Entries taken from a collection
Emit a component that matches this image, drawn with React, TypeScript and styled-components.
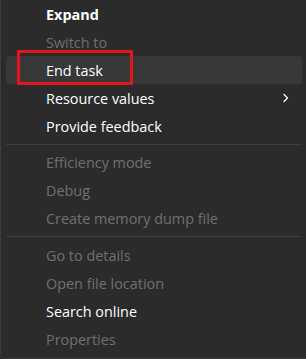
import React from "react";
import styled, { createGlobalStyle } from "styled-components";

const Global = createGlobalStyle`
  html, body { margin: 0; padding: 0; background: #2b2b2b; }
  body { width: 306px; height: 359px; overflow: hidden; }
`;

const Menu = styled.div`
  box-sizing: border-box;
  width: 310px;
  height: 359px;
  background: #2b2b2b;
  border-left: 1px solid #3c3c3c;
  border-bottom: 1px solid #3c3c3c;
  border-bottom-left-radius: 6px;
  padding: 0 4px 4px 5px;
  font-family: "Segoe UI", "Open Sans", "Noto Sans", sans-serif;
  font-size: 14.4px;
  display: flex;
  flex-direction: column;
`;

const Row = styled.div<{ $disabled?: boolean; $bold?: boolean; $hover?: boolean }>`
  position: relative;
  height: 28px;
  width: 296px;
  display: flex;
  align-items: center;
  padding-left: 40px;
  box-sizing: border-box;
  border-radius: 4px;
  color: ${(p) => (p.$disabled ? "#707070" : "#ffffff")};
  font-weight: ${(p) => (p.$bold ? 700 : 400)};
  background: ${(p) => (p.$hover ? "#383838" : "transparent")};
`;

const Label = styled.span`
  position: relative;
`;

const Separator = styled.div<{ $h: number }>`
  height: ${(p) => p.$h}px;
  width: 296px;
  display: flex;
  align-items: center;
  &::after {
    content: "";
    display: block;
    width: 100%;
    height: 1px;
    background: #3d3d3d;
  }
`;

const Highlight = styled.div`
  position: absolute;
  left: 11px;
  top: -6px;
  width: 110px;
  height: 29px;
  border: 3px solid #e3161f;
  border-radius: 1px;
`;

const Chevron = styled.svg`
  position: absolute;
  right: 13px;
  top: 9px;
`;

type Item = { label: string; disabled?: boolean; bold?: boolean; hover?: boolean; sub?: boolean; mark?: boolean };

const group1: Item[] = [
  { label: "Expand", bold: true },
  { label: "Switch to", disabled: true },
  { label: "End task", hover: true, mark: true },
  { label: "Resource values", sub: true },
  { label: "Provide feedback" },
];
const group2: Item[] = [
  { label: "Efficiency mode", disabled: true },
  { label: "Debug", disabled: true },
  { label: "Create memory dump file", disabled: true },
];
const group3: Item[] = [
  { label: "Go to details", disabled: true },
  { label: "Open file location", disabled: true },
  { label: "Search online" },
  { label: "Properties", disabled: true },
];

function Rows({ items }: { items: Item[] }) {
  return (
    <>
      {items.map((it) => (
        <Row key={it.label} $disabled={it.disabled} $bold={it.bold} $hover={it.hover}>
          {it.mark && <Highlight />}
          <Label>{it.label}</Label>
          {it.sub && (
            <Chevron width="6" height="10" viewBox="0 0 6 10">
              <path d="M1 1.5 L4.5 5 L1 8.5" fill="none" stroke="#ffffff" strokeWidth="1.2" strokeLinecap="round" strokeLinejoin="round" />
            </Chevron>
          )}
        </Row>
      ))}
    </>
  );
}

export default function App() {
  return (
    <>
      <Global />
      <Menu>
        <Rows items={group1} />
        <Separator $h={8} />
        <Rows items={group2} />
        <Separator $h={9} />
        <Rows items={group3} />
      </Menu>
    </>
  );
}
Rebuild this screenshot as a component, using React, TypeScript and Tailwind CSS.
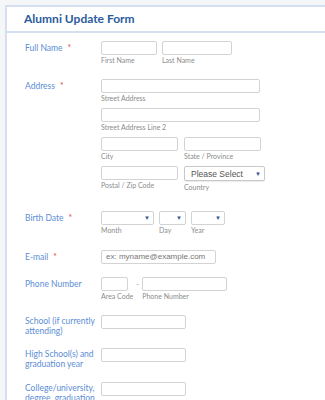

**STATED GOAL:**
Lines containing the string "this" are to be selected and copied.

**THE REPLY:**
Emit a component that matches this image, drawn with React, TypeScript and styled-components.
Rebuild this screenshot as a component, using React, TypeScript and Tailwind CSS.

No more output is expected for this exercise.